Mesmo assim, nos passou batida à primeira vista.
Como a internet não permite nenhum frame sem desdobramentos, os cinco segundos foram associados à uma passagem bíblica do livro do Apocalipse: I looked, and there before me was a pale horse! Its rider was named Death, and Hades was following close behind him. They were given power over a fourth of the earth to kill by sword, famine and plague, and by the wild beasts of the earth. (Revelation, 6:8). Na tradução para a bíblia em português, a passagem diz “E olhei, e eis um cavalo amarelo, e o que estava assentado sobre ele tinha por nome Morte; e o inferno o seguia; e foi-lhes dado poder para matar a quarta parte da terra, com espada, e com fome, e com peste, e com as feras da terra.”
O inferno, a quem foi dado o poder de matar os negros, com a espada da violência institucionalizada, soma-se a outros tantos infernos negros. O aumento do desemprego da população negra norte-americana, que enfrenta a fome, os problemas enfrentados em relação à saúde, sobretudo com a suspensão de políticas públicas direcionadas à população mais vulnerável. Tudo isso mostra o inferno seletivo que é criado e sustentado na sociedade.
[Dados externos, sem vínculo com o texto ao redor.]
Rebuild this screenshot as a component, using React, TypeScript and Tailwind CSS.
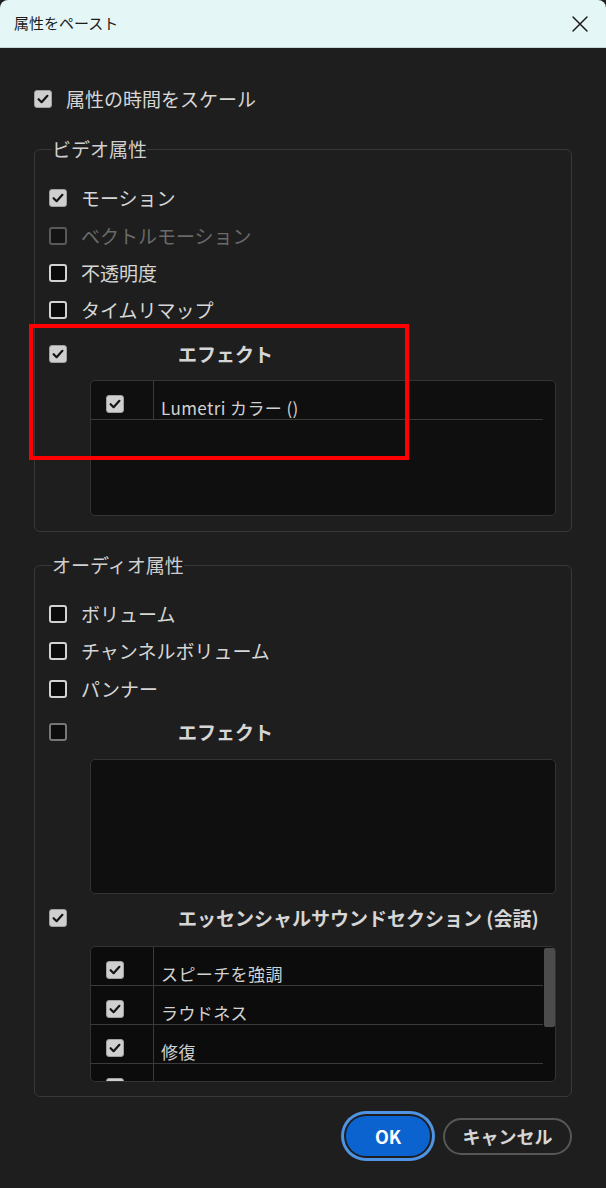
import React from "react";

type CheckState = "on" | "off" | "disabled" | "dim";

function Check({ state }: { state: CheckState }) {
  if (state === "on") {
    return (
      <div className="w-[18px] h-[18px] shrink-0 rounded-[3px] bg-[#cfcfcf] border border-[#a0a0a0] flex items-center justify-center">
        <svg width="14" height="14" viewBox="0 0 14 14">
          <path d="M2.6 7.2 L5.6 10.2 L11.4 3.8" fill="none" stroke="#141414" strokeWidth="2.2" strokeLinecap="round" strokeLinejoin="round" />
        </svg>
      </div>
    );
  }
  const cls =
    state === "off"
      ? "border-[#d2d2d2] bg-[#0b0b0b]"
      : state === "dim"
      ? "border-[#767676] bg-[#0d0d0d]"
      : "border-[#595959] bg-[#141414]";
  return <div className={`w-[18px] h-[18px] shrink-0 rounded-[3px] border-2 ${cls}`} />;
}

function Row({ state, label, mt }: { state: CheckState; label: string; mt: string }) {
  return (
    <div className={`${mt} h-[24px] flex items-center gap-[14px]`}>
      <Check state={state} />
      <span className={`text-[19px] leading-[24px] ${state === "disabled" ? "text-[#6a6a6a]" : "text-[#d6d6d6]"}`}>
        {label}
      </span>
    </div>
  );
}

function GroupHeader({ state, label, mt }: { state: CheckState; label: string; mt: string }) {
  return (
    <div className={`${mt} h-[24px] flex items-center`}>
      <Check state={state} />
      <span className="ml-[111px] text-[19px] leading-[24px] font-bold text-[#d6d6d6]">{label}</span>
    </div>
  );
}

function ListRow({ label }: { label: string }) {
  return (
    <div className="h-[39px] shrink-0 flex border-b border-[#3a3a3a]">
      <div className="w-[63px] shrink-0 pl-[15px] pt-[14px] border-r border-[#3a3a3a]">
        <Check state="on" />
      </div>
      <div className="flex items-end pl-[7px] pb-[1px] text-[17px] leading-[20px] tracking-[0.4px] text-[#d2d2d2]">{label}</div>
    </div>
  );
}

export default function App() {
  return (
    <div className="relative w-[606px] h-[1188px] overflow-hidden bg-[#1e1e1e] font-['Noto_Sans_CJK_JP','Noto_Sans',sans-serif]">
      {/* title bar */}
      <div className="h-[48px] bg-[#e4f7f6] rounded-t-[8px] flex items-center justify-between pl-[14px] pr-[17px] border-b border-[#c8d6d6]">
        <span className="text-[15px] text-[#1c1c1c]">属性をペースト</span>
        <svg width="18" height="18" viewBox="0 0 18 18">
          <path d="M2 2 L16 16 M16 2 L2 16" stroke="#1c1c1c" strokeWidth="1.5" strokeLinecap="round" />
        </svg>
      </div>

      <div className="px-[34px]">
        <div className="mt-[39px] h-[24px] flex items-center gap-[14px]">
          <Check state="on" />
          <span className="text-[19px] leading-[24px] text-[#d6d6d6]">属性の時間をスケール</span>
        </div>

        {/* video */}
        <fieldset className="mt-[26px] border border-[#383838] rounded-[6px] px-[14px] pt-[25px] pb-[15px]">
          <legend className="ml-[3px] text-[19px] leading-[24px] text-[#cfcfcf]">ビデオ属性</legend>
          <Row state="on" label="モーション" mt="mt-0" />
          <Row state="disabled" label="ベクトルモーション" mt="mt-[14px]" />
          <Row state="off" label="不透明度" mt="mt-[13px]" />
          <Row state="off" label="タイムリマップ" mt="mt-[13px]" />
          <GroupHeader state="on" label="エフェクト" mt="mt-[20px]" />
          <div className="mt-[14px] ml-[41px] mr-[1px] h-[136px] border border-[#333333] rounded-[5px] bg-[#0f0f0f] overflow-hidden flex">
            <div className="w-[452px] flex flex-col">
              <ListRow label="Lumetri カラー ()" />
            </div>
          </div>
        </fieldset>

        {/* audio */}
        <fieldset className="mt-[21px] border border-[#383838] rounded-[6px] px-[14px] pt-[25px] pb-[14px]">
          <legend className="ml-[3px] text-[19px] leading-[24px] text-[#cfcfcf]">オーディオ属性</legend>
          <Row state="off" label="ボリューム" mt="mt-0" />
          <Row state="off" label="チャンネルボリューム" mt="mt-[13px]" />
          <Row state="off" label="パンナー" mt="mt-[14px]" />
          <GroupHeader state="dim" label="エフェクト" mt="mt-[19px]" />
          <div className="mt-[15px] ml-[41px] mr-[1px] h-[135px] border border-[#333333] rounded-[5px] bg-[#0f0f0f]" />
          <GroupHeader state="on" label="エッセンシャルサウンドセクション (会話)" mt="mt-[12px]" />
          <div className="mt-[16px] ml-[41px] mr-[1px] h-[136px] border border-[#333333] rounded-[5px] bg-[#0c0c0c] overflow-hidden flex">
            <div className="w-[452px] flex flex-col">
              <ListRow label="スピーチを強調" />
              <ListRow label="ラウドネス" />
              <ListRow label="修復" />
              <ListRow label="" />
            </div>
            <div className="flex-1 flex justify-center pt-[1px]">
              <div className="w-[11px] h-[79px] bg-[#4c4c4c] rounded-[2px]" />
            </div>
          </div>
        </fieldset>

        {/* buttons */}
        <div className="mt-[19px] flex items-center justify-end gap-[13px]">
          <button className="w-[84px] h-[40px] rounded-full bg-[#0b63d0] text-white text-[18px] font-bold ring-[3px] ring-[#4f94e4] ring-offset-2 ring-offset-[#1e1e1e]">
            OK
          </button>
          <button className="w-[129px] h-[37px] rounded-full border-2 border-[#575757] text-[#d6d6d6] text-[18px] font-bold">
            キャンセル
          </button>
        </div>
      </div>

      {/* red annotation */}
      <div className="absolute left-[29px] top-[324px] w-[380px] h-[136px] border-4 border-[#ff0000]" />
    </div>
  );
}
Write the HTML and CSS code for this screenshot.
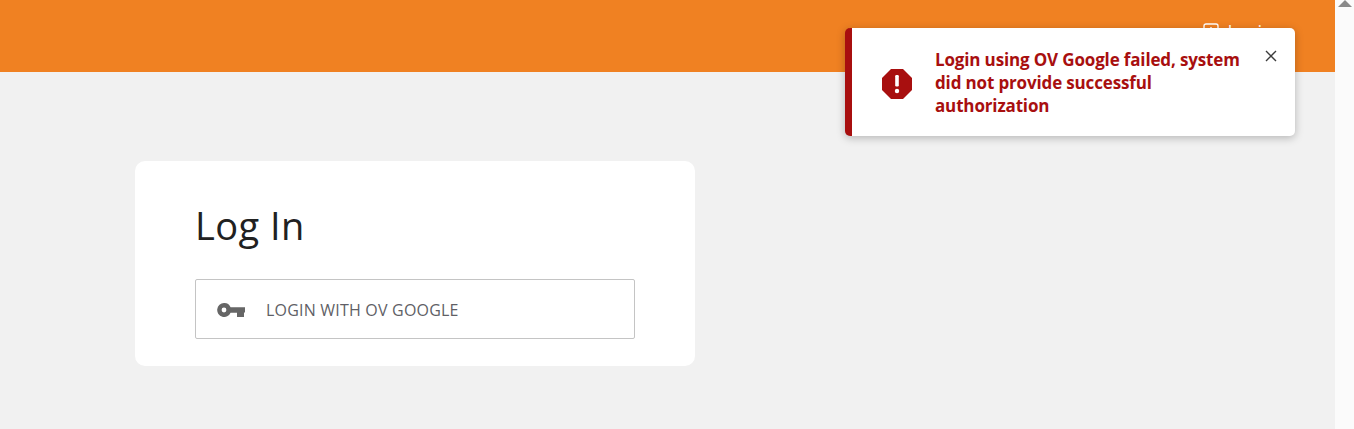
FILE: index.html
```html
<!DOCTYPE html>
<html lang="en">
<head>
  <meta charset="UTF-8" />
  <meta name="viewport" content="width=device-width, initial-scale=1.0"/>
  <title>Log In</title>
  <link rel="stylesheet" href="styles.css">
</head>
<body>

  <div class="page">
    <nav>
      <a href="#" class="nav-login">
        <svg class="nav-icon" viewBox="0 0 16 16" width="16" height="16"><rect x="1" y="1" width="14" height="14" rx="2" fill="none" stroke="#fff" stroke-width="1.4"/><path d="M8 4v7M5 8l3 3 3-3" fill="none" stroke="#fff" stroke-width="1.4"/></svg>
        Login
      </a>
    </nav>

    <main>
      <div class="login-card">
        <h1>Log In</h1>
        <a href="#" class="login-btn">
          <svg class="key-icon" viewBox="0 0 28 14" width="28" height="14">
            <path fill="#666" fill-rule="evenodd" d="M7 0a7 7 0 0 1 6.6 4.2H28v5.4h-1L27 14h-7V9.8h-6.4A7 7 0 1 1 7 0zm0 4.6a2.4 2.4 0 1 0 0 4.8 2.4 2.4 0 0 0 0-4.8z"/>
          </svg>
          <span>LOGIN WITH OV GOOGLE</span>
        </a>
      </div>
    </main>
  </div>

  <div class="scrollbar"><span class="scroll-up"></span></div>

  <!-- error toast -->
  <div class="toast">
    <svg class="toast-icon" viewBox="0 0 32 32" width="32" height="32">
      <path fill="#a80f0f" d="M10 1h12l9 9v12l-9 9H10l-9-9V10z"/>
      <rect x="14.2" y="7" width="3.6" height="11.5" rx="1.2" fill="#fff"/>
      <circle cx="16" cy="23" r="2.2" fill="#fff"/>
    </svg>
    <p class="toast-msg">Login using OV Google failed, system did not provide successful authorization</p>
    <svg class="toast-close" viewBox="0 0 12 12" width="12" height="12"><path d="M1 1l10 10M11 1L1 11" stroke="#3c3c3c" stroke-width="1.4" fill="none"/></svg>
  </div>

</body>
</html>
```

FILE: styles.css
```css
* { box-sizing: border-box; margin: 0; padding: 0; font-family: "Open Sans", "Noto Sans", Arial, sans-serif; }
html, body { height: 100%; overflow: hidden; }
body { display: flex; background-color: #f1f1f1; color: #212121; }

.page {
  flex: 1;
  display: flex;
  flex-direction: column;
}

nav {
  height: 72px;
  background-color: #f08122;
  display: flex;
  justify-content: flex-end;
  padding: 23px 62px 0 0;
}
.nav-login {
  display: flex;
  gap: 8px;
  color: white;
  text-decoration: none;
  font-size: 18px;
  line-height: 16px;
  height: 24px;
}

main {
  flex: 1;
  padding: 89px 135px 0;
}

.login-card {
  width: 560px;
  height: 205px;
  background-color: white;
  border-radius: 10px;
  padding: 40px 60px;
}
.login-card h1 {
  font-size: 38px;
  font-weight: 400;
  line-height: 48px;
  margin-bottom: 30px;
  letter-spacing: 0.45px;
}

.login-btn {
  display: flex;
  align-items: center;
  gap: 21px;
  height: 60px;
  padding: 1px 0 0 21px;
  border: 1px solid #c4c4c4;
  border-radius: 2px;
  color: #5f5f66;
  font-size: 16px;
  letter-spacing: 0.2px;
  text-decoration: none;
}

.scrollbar {
  width: 19px;
  background-color: #fbfbfb;
  display: flex;
  justify-content: center;
}
.scroll-up {
  width: 0;
  height: 0;
  border-left: 7px solid transparent;
  border-right: 7px solid transparent;
  border-bottom: 7px solid #8a8a8a;
}

.toast {
  position: absolute;
  left: 845px;
  top: 28px;
  width: 450px;
  height: 108px;
  background-color: white;
  border-left: 7px solid #a80f0f;
  border-radius: 5px;
  box-shadow: 0 2px 8px rgba(0,0,0,0.25);
  display: flex;
  padding: 20px 0 0 29px;
}
.toast-icon { margin-top: 20px; flex-shrink: 0; }
.toast-msg {
  width: 312px;
  margin-left: 22px;
  color: #a80f0f;
  font-size: 17px;
  font-weight: 700;
  line-height: 23px;
  letter-spacing: -0.15px;
}
.toast-close { position: absolute; right: 18px; top: 22px; }
```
O final do gap de cinco segundos que relatamos segue para um enquadramento do artista que estaciona em uma pose de quem está com as mãos empunhando uma arma, embora não exista qualquer objeto ali. Mesmo assim, todos os personagens esvaziam o cenário, com nítida expressão de medo, mesmo que não haja nenhum perigo, somente a solidão de um homem que acende pacificamente seu cigarro, sem causar dano a ninguém. Não adianta, no final do clipe, ele segue em disparada, sendo perseguido por diversas pessoas, bem ao estilo do filme Corra! (Get Out, de Jordan Peele, 2017), mostrando que, independente de qualquer coisa, na construção atual da nossa sociedade, para um jovem negro a política que foi construída é de no exit.